SELECT u.DisplayName, u.Location, u.WebsiteUrl, u.Reputation, u.Id

FROM TopLocations tl

INNER JOIN dbo.Users u ON tl.Location = u.Location

ORDER BY u.DisplayName;

/* Temp table version: */

CREATE TABLE #TopLocations (Location NVARCHAR(100));

INSERT INTO #TopLocations (Location)

SELECT TOP 5 Location

FROM dbo.Users

GROUP BY Location

ORDER BY COUNT(*) DESC;

SELECT u.DisplayName, u.Location, u.WebsiteUrl, u.Reputation, u.Id

FROM #TopLocations tl

INNER JOIN dbo.Users u ON tl.Location = u.Location

ORDER BY u.DisplayName;

We’re talking about a relatively small table here – less than 1GB in the Stack Overflow 2013 (50GB) version – so both versions of the query perform fairly quickly.
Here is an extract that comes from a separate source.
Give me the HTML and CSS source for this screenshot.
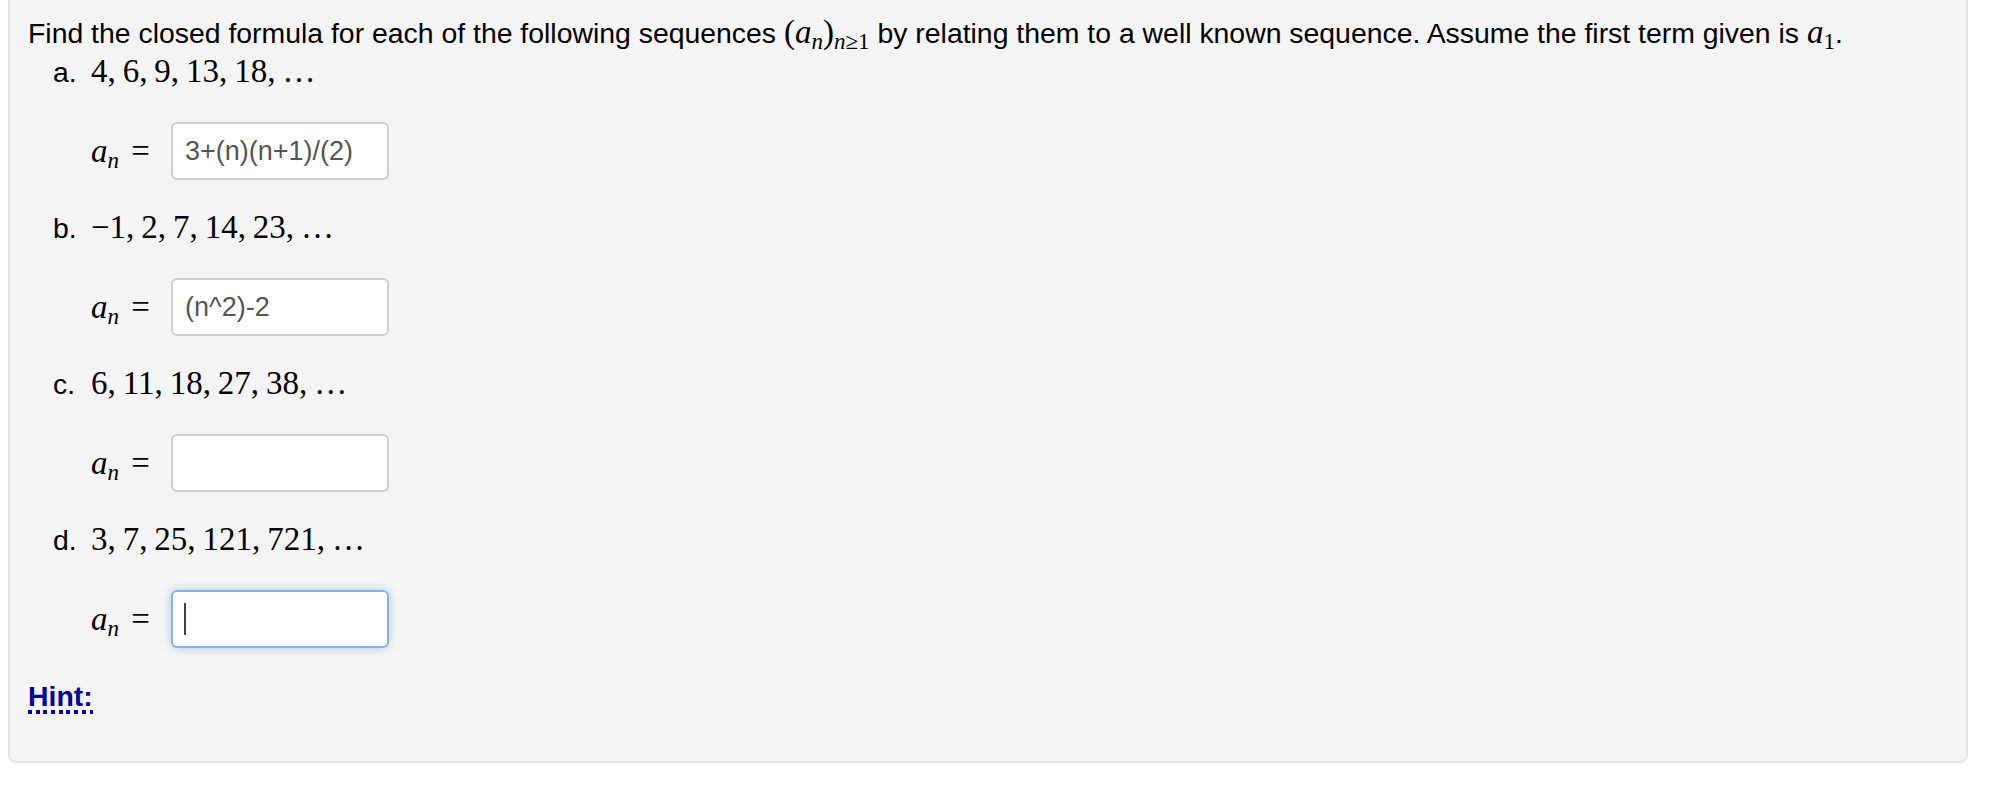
FILE: index.html
```html
<!DOCTYPE html>
<html lang="en">
<head>
    <meta charset="UTF-8">
    <meta name="viewport" content="width=device-width, initial-scale=1.0">
    <title>Closed formulas for sequences</title>
    <link rel="stylesheet" href="styles.css">
</head>
<body>
    <div class="problem">
        <p class="intro">Find the closed formula for each of the following sequences <span class="math">(<i>a</i><sub><i>n</i></sub>)<sub><i>n</i>≥1</sub></span> by relating them to a well known sequence. Assume the first term given is <span class="math"><i>a</i><sub>1</sub></span>.</p>

        <ol class="parts">
            <li class="part">
                <div class="seq"><span class="label">a.</span><span class="math">4, 6, 9, 13, 18, …</span></div>
                <div class="answer">
                    <span class="math"><i>a</i><sub><i>n</i></sub><span class="eq">=</span></span>
                    <span class="field"><input type="text" value="3+(n)(n+1)/(2)"></span>
                </div>
            </li>
            <li class="part">
                <div class="seq"><span class="label">b.</span><span class="math">−1, 2, 7, 14, 23, …</span></div>
                <div class="answer">
                    <span class="math"><i>a</i><sub><i>n</i></sub><span class="eq">=</span></span>
                    <span class="field"><input type="text" value="(n^2)-2"></span>
                </div>
            </li>
            <li class="part">
                <div class="seq"><span class="label">c.</span><span class="math">6, 11, 18, 27, 38, …</span></div>
                <div class="answer">
                    <span class="math"><i>a</i><sub><i>n</i></sub><span class="eq">=</span></span>
                    <span class="field"><input type="text" value=""></span>
                </div>
            </li>
            <li class="part">
                <div class="seq"><span class="label">d.</span><span class="math">3, 7, 25, 121, 721, …</span></div>
                <div class="answer">
                    <span class="math"><i>a</i><sub><i>n</i></sub><span class="eq">=</span></span>
                    <span class="field focused"><input type="text" value=""></span>
                </div>
            </li>
        </ol>

        <a class="hint" href="#">Hint:</a>
    </div>
</body>
</html>
```

FILE: styles.css
```css
* {
    margin: 0;
    padding: 0;
    box-sizing: border-box;
}

body {
    font-family: "Liberation Sans", Arial, sans-serif;
    font-size: 28.4px;
    line-height: 39px;
    color: #000;
    background: #fff;
}

.problem {
    width: 1960px;
    margin: -10px 0 0 8px;
    padding: 22px 18px 45px;
    background: #f4f4f4;
    border: 2px solid #e3e3e3;
    border-radius: 8px;
}

.intro {
    height: 39px;
    white-space: nowrap;
}

.math {
    font-family: "Liberation Serif", "Times New Roman", serif;
    font-size: 33px;
    line-height: 1;
    word-spacing: -0.04em;
}

.math sub {
    font-size: 23px;
    line-height: 0;
    vertical-align: -6px;
}

.parts {
    list-style: none;
    padding-left: 25px;
}

.part {
    margin-bottom: 29px;
}

.seq {
    height: 39px;
}

.label {
    display: inline-block;
    width: 38px;
}

.answer {
    display: flex;
    align-items: center;
    height: 58px;
    margin-top: 30px;
    padding-left: 38px;
}

.eq {
    display: inline-block;
    width: 25px;
    margin: 0 9px;
    text-align: center;
}

.field {
    position: relative;
    margin-left: 9px;
}

.field input {
    display: block;
    width: 218px;
    height: 58px;
    padding: 0 12px;
    font-family: "Liberation Sans", Arial, sans-serif;
    font-size: 27px;
    color: #555;
    background: #fff;
    border: 2px solid #cfcfcf;
    border-radius: 6px;
    outline: none;
}

.field.focused input {
    border-color: #80b4ea;
    box-shadow: 0 0 10px rgba(82, 168, 236, 0.45);
}

.field.focused::after {
    content: "";
    position: absolute;
    left: 13px;
    top: 13px;
    width: 2px;
    height: 32px;
    background: #444;
}

.hint {
    position: relative;
    display: inline-block;
    font-weight: bold;
    color: #0000a3;
    text-decoration: none;
}

.hint::after {
    content: "";
    position: absolute;
    left: 0;
    right: 0;
    bottom: 2px;
    height: 4px;
    background: repeating-linear-gradient(to right, #0000a3 0 4px, transparent 4px 7.7px);
}
```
Here’s the execution plan for the CTE:

The CTE does both operations (finding the top locations, and finding the users in that location) in a single statement. That has pros and cons:

Good: SQL Server doesn’t necessarily have to materialize the top 5 locations to disk
Good: it accurately estimated that 5 locations would come out of the CTE
Bad: it didn’t know what those 5 locations would be, so…
Bad: it wildly under-estimated how many Users would be found in those locations (est: 66 rows, actual: 50,073 rows)
Bad: it chose to do index seeks + key lookups for a total of 158,916 reads

Here’s the execution plan for the temp table:

The temp table version splits the work up into two phases, which means that by the time the second operation happens, SQL Server has the benefit of knowing what happened in the first phase. That also has pros and cons:

Good: SQL Server accurately estimated that 5 locations would come out of the temp table
Great: it even estimated what those 5 locations would be, so
Great: it guessed much more accurately about how many Users lived in those locations (est: 24,657 rows, actual: 50,073 rows)
Great: it chose to do a table scan, leading to less logical reads (just 49,900 total for both operations)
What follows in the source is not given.